If the Suns want to move the ball and get up more 3s, putting O'Neale and Allen around the Big 3 for short bursts of small-ball could turn the heat up quickly.

"A lot of people say if you're shooting 40 percent from 3, that's good, but there's a lot of shots when you're out there where you're like, 'You have to make that one,'" Allen explained. "When you're one pass away from 'em, when it's that nice one in transition where the guy draws two [defenders], it's like, 'Okay, these are the ones that you have to make.' And I just try to have that mentality of being in that position to be the guy receiving those shots.”

5. Devin Booker-Bradley Beal-Royce O'Neale-Kevin Durant-Thaddeus Young

Finally, we have another small-ball look, only more ideally suited to evaluate Thaddeus Young.
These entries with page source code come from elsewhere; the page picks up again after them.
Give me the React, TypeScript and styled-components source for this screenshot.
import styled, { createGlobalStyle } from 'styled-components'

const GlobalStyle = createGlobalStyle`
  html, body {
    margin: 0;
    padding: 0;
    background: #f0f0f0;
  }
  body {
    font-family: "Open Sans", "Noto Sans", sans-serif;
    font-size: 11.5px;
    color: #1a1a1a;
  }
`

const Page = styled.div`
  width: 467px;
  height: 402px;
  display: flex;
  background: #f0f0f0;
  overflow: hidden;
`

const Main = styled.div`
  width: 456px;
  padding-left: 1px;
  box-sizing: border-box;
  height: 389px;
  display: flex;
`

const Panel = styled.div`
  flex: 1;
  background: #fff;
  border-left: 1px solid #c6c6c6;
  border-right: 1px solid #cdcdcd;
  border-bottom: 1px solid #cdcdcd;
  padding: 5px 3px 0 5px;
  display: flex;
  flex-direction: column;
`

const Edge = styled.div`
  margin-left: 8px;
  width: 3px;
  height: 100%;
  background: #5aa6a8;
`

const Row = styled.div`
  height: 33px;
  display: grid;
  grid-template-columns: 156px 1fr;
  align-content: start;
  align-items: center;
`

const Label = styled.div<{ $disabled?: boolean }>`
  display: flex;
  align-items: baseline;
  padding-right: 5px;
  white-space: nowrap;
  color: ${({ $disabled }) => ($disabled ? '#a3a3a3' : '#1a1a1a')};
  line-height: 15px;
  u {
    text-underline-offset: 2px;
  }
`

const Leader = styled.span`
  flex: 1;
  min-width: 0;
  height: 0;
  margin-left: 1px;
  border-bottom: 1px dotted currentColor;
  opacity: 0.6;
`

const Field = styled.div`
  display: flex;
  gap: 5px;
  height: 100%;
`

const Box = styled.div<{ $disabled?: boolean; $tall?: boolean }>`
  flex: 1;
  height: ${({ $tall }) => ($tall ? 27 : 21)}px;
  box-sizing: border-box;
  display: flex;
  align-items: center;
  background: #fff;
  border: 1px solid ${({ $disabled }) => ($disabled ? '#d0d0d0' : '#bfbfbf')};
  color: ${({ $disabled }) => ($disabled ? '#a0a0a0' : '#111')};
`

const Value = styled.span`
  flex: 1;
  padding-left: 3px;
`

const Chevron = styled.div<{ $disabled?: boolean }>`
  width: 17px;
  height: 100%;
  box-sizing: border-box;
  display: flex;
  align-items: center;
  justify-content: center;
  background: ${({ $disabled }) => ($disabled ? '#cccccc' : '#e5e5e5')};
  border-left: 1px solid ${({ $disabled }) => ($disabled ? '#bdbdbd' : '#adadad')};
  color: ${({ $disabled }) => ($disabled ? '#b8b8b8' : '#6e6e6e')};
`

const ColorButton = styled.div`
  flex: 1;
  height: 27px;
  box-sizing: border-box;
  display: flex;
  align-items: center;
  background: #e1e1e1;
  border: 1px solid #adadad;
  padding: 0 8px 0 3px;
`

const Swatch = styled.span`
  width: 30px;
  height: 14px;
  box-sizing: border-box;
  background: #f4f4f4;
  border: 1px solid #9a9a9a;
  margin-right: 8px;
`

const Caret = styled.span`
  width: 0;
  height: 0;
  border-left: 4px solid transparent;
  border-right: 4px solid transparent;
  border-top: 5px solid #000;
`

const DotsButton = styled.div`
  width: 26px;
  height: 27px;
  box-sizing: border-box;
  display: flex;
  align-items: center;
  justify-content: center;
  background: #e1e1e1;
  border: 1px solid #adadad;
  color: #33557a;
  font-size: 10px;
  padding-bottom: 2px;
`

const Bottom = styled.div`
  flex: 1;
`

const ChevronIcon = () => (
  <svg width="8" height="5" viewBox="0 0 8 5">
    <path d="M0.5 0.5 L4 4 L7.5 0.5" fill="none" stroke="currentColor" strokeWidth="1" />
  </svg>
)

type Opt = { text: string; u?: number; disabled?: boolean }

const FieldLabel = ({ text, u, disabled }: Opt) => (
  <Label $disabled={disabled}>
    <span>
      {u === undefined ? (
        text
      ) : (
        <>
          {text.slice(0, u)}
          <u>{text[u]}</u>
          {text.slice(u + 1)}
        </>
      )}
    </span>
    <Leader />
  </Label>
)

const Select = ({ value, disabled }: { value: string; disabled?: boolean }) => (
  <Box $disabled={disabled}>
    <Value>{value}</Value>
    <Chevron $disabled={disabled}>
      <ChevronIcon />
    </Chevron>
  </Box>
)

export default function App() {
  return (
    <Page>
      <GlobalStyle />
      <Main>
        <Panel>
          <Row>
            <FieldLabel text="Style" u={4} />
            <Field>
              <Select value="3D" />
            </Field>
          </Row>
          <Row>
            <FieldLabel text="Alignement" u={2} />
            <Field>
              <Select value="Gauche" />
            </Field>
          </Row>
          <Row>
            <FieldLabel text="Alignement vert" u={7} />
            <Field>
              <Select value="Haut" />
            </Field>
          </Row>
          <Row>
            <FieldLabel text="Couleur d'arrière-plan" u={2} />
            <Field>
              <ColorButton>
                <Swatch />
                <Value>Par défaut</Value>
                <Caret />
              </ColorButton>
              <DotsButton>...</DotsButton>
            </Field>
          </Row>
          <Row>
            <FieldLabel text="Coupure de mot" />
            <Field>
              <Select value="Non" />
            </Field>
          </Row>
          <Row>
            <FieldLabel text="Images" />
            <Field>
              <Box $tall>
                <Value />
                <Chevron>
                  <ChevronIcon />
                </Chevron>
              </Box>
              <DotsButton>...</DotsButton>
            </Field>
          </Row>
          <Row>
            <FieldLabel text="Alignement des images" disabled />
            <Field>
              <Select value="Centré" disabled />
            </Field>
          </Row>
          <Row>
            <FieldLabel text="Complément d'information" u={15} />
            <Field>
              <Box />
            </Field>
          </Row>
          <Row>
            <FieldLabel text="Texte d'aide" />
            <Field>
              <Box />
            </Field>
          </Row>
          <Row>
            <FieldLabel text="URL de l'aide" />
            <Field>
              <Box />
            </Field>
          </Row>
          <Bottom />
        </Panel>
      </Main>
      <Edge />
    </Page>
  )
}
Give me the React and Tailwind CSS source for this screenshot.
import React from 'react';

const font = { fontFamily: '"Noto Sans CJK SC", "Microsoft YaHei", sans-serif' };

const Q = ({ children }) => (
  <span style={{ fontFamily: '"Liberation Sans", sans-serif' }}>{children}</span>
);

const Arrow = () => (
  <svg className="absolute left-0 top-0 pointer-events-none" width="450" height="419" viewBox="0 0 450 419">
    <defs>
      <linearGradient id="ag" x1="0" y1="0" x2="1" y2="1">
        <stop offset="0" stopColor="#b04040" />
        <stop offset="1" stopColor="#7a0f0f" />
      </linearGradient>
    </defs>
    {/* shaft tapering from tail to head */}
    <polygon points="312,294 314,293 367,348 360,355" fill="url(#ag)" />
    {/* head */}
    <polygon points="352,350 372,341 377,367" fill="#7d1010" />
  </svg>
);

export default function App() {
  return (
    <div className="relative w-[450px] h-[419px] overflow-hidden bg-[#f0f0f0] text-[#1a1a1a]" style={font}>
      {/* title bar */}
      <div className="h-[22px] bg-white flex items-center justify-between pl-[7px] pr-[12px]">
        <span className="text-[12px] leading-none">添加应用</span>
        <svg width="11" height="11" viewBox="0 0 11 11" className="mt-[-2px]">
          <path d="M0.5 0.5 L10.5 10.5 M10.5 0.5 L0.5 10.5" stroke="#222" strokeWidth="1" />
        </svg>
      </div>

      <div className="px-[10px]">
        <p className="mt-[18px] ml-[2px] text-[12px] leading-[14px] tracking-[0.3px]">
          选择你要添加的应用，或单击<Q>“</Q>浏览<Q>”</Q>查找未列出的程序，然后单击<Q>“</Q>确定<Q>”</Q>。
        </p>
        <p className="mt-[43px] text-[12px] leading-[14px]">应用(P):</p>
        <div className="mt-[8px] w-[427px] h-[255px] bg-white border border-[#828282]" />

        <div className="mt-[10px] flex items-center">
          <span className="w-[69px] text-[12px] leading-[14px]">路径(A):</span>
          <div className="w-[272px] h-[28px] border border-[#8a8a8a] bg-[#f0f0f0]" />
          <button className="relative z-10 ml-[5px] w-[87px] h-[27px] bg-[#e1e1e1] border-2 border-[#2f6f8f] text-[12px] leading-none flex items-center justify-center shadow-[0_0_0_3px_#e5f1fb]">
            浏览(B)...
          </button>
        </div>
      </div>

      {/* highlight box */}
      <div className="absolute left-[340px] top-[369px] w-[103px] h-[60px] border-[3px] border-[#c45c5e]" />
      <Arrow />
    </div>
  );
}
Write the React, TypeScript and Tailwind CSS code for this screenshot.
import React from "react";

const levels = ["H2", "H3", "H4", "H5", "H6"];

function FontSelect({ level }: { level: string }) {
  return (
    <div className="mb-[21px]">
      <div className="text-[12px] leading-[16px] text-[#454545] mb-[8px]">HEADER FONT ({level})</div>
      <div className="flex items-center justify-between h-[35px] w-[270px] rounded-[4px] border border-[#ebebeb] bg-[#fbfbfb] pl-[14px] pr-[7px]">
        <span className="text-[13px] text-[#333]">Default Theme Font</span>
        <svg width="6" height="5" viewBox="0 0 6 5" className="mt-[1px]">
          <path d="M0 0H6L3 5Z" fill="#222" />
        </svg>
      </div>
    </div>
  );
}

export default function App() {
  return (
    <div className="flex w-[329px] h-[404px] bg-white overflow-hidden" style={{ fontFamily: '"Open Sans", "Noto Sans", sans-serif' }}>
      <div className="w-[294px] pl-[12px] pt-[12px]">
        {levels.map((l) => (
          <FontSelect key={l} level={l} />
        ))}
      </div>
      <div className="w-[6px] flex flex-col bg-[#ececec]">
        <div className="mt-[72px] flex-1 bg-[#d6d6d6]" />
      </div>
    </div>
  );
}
Young has made one appearance since the Suns picked him up on the buyout market, tallying 2 points and 8 rebounds in 19 minutes against Houston. He hasn't had a chance to play with this lineup yet since Beal missed the Rockets game, but being able to go small without putting so much of the burden on KD would yield plenty of benefits.

Durant has taken on all kinds of defensive challenges, but having him go toe-to-toe with stronger, more physical centers takes a toll. Having physical enforcers who can defend up a position like Young and O'Neale would allow him, Booker and Beal to focus on carrying the offensive load. Young's lack of a 3-point shot might hinder the spacing at times, but the other four are 3-point threats, and the connective passing of both Young and O'Neale would keep the offense humming.
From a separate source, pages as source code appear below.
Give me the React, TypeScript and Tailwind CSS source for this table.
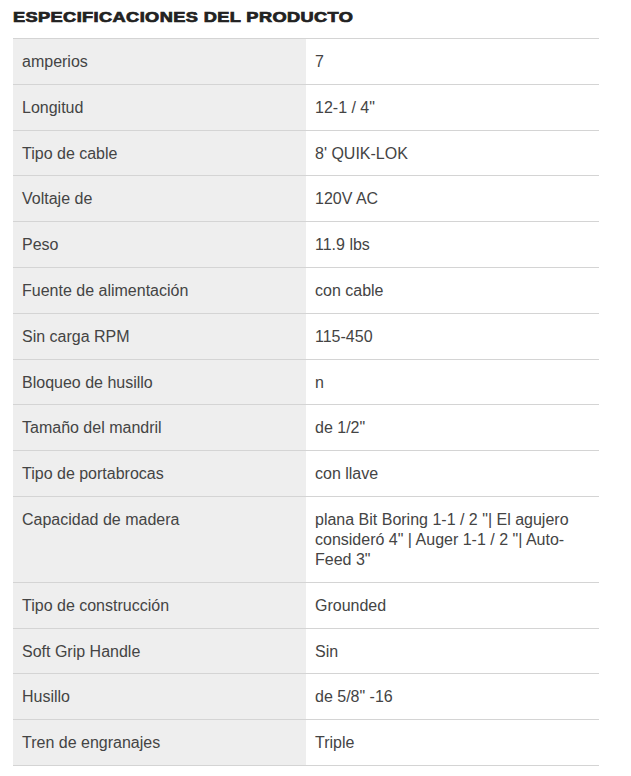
import React from "react";

const rows: [string, string][] = [
  ["amperios", "7"],
  ["Longitud", "12-1 / 4\""],
  ["Tipo de cable", "8' QUIK-LOK"],
  ["Voltaje de", "120V AC"],
  ["Peso", "11.9 lbs"],
  ["Fuente de alimentación", "con cable"],
  ["Sin carga RPM", "115-450"],
  ["Bloqueo de husillo", "n"],
  ["Tamaño del mandril", "de 1/2\""],
  ["Tipo de portabrocas", "con llave"],
  [
    "Capacidad de madera",
    "plana Bit Boring 1-1 / 2 \"| El agujero consideró 4\" | Auger 1-1 / 2 \"| Auto-Feed 3\"",
  ],
  ["Tipo de construcción", "Grounded"],
  ["Soft Grip Handle", "Sin"],
  ["Husillo", "de 5/8\" -16"],
  ["Tren de engranajes", "Triple"],
];

export default function App() {
  return (
    <div className="w-[631px] h-[776px] bg-white pl-[13px] pt-[9px] font-['Liberation_Sans',Arial,sans-serif]">
      <h2 className="text-[14px] leading-[17px] font-bold text-[#222] uppercase origin-left scale-x-[1.3] tracking-[0.3px] [-webkit-text-stroke:0.7px_#222] w-max">
        Especificaciones del producto
      </h2>
      <div className="mt-[12px] w-[586px] border-b border-[#d4d4d4]">
        {rows.map(([k, v]) => (
          <div key={k} className="flex border-t border-[#d4d4d4] text-[16px] leading-[20px] text-[#444]">
            <div className="w-[293px] shrink-0 bg-[#eeeeee] pl-[9px] pr-2 pt-[13px] pb-[11.8px]">{k}</div>
            <div className="flex-1 pl-[9px] pr-[22px] pt-[13px] pb-[11.8px]">{v}</div>
          </div>
        ))}
      </div>
    </div>
  );
}
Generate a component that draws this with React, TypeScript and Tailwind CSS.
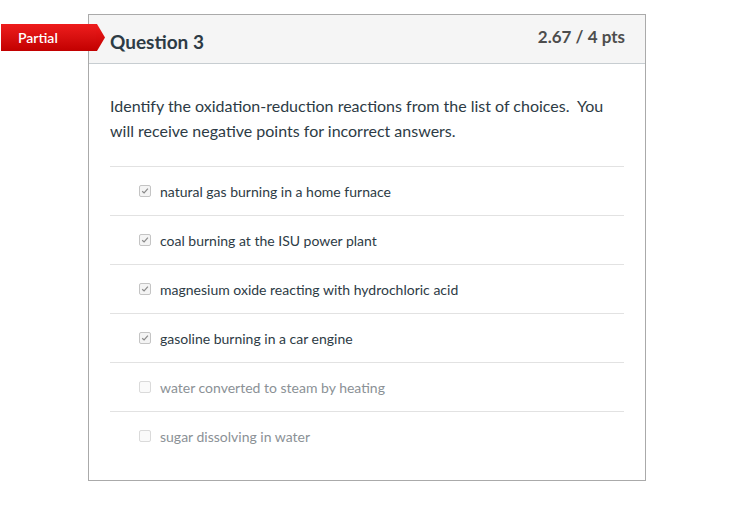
import React from "react";

const answers = [
  { text: "natural gas burning in a home furnace", checked: true },
  { text: "coal burning at the ISU power plant", checked: true },
  { text: "magnesium oxide reacting with hydrochloric acid", checked: true },
  { text: "gasoline burning in a car engine", checked: true },
  { text: "water converted to steam by heating", checked: false },
  { text: "sugar dissolving in water", checked: false },
];

function Box({ checked }: { checked: boolean }) {
  return (
    <span
      className={
        checked
          ? "flex h-[12px] w-[12px] items-center justify-center rounded-[2px] border border-[#c4c4c4] bg-[#f4f4f4]"
          : "flex h-[12px] w-[12px] items-center justify-center rounded-[2px] border border-[#dadada] bg-[#fafafa]"
      }
    >
      {checked && (
        <svg width="8" height="8" viewBox="0 0 8 8">
          <path d="M1.2 4.2 L3.1 6 L6.9 1.6" fill="none" stroke="#8a8a8a" strokeWidth="1.2" />
        </svg>
      )}
    </span>
  );
}

export default function App() {
  return (
    <div className="min-h-[518px] w-[746px] bg-white pl-[88px] pt-[14px]" style={{ fontFamily: "Lato, 'Noto Sans', sans-serif" }}>
      <div className="relative w-[558px] border border-[#aaaaaa]">
        <div className="absolute left-[-88px] top-[9px] flex h-[27px] items-center">
          <div className="flex h-[27px] w-[95px] items-center bg-gradient-to-b from-[#ee1c1c] to-[#c20000] pl-[17px] text-[14px] font-semibold text-white">
            Partial
          </div>
          <svg width="9" height="27" viewBox="0 0 9 27" className="block">
            <defs>
              <linearGradient id="g" x1="0" y1="0" x2="0" y2="1">
                <stop offset="0" stopColor="#ee1c1c" />
                <stop offset="1" stopColor="#c20000" />
              </linearGradient>
            </defs>
            <path d="M0 0 L1 0 L9 13.5 L1 27 L0 27 Z" fill="url(#g)" />
          </svg>
        </div>
        <div className="flex h-[49px] justify-between border-b border-[#c7cdd1] bg-[#f5f5f5] pl-[21px] pr-[20px]">
          <div className="pt-[15px] text-[19px] font-bold leading-[24px] text-[#2d3b45]">Question 3</div>
          <div className="pt-[10px] text-[17px] font-bold leading-[24px] text-[#4d4d4d]">2.67 / 4 pts</div>
        </div>
        <div className="px-[21px] pb-[20px] pt-[29px]">
          <p className="mb-[23px] text-[16px] leading-[25px] text-[#2d3b45]">
            Identify the oxidation-reduction reactions from the list of choices.&nbsp; You will receive negative points for incorrect answers.
          </p>
          <div>
            {answers.map((a) => (
              <div key={a.text} className="flex h-[49px] items-center gap-[9px] border-t border-[#e2e2e2] pl-[29px]">
                <Box checked={a.checked} />
                <span className={a.checked ? "text-[14px] text-[#2d3b45]" : "text-[14px] text-[#8b9196]"}>{a.text}</span>
              </div>
            ))}
          </div>
        </div>
      </div>
    </div>
  );
}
So far, Vogel doesn't seem completely convinced Young belongs in the rotation. He's praised Young as a veteran leader, but noted, "that's where Thad's presence is gonna be felt first" and referred to him as a "different type of pitch as a third center."

But with Drew Eubanks being so inconsistent (and let's face it, downright bad at times), the Suns may need to rely on that change-of-pitch option at the 5. And in certain playoff matchups, this type of versatile, small-ball lineup could pay dividends, especially since it still has the size and physicality to get defensive stops without losing too much on offense.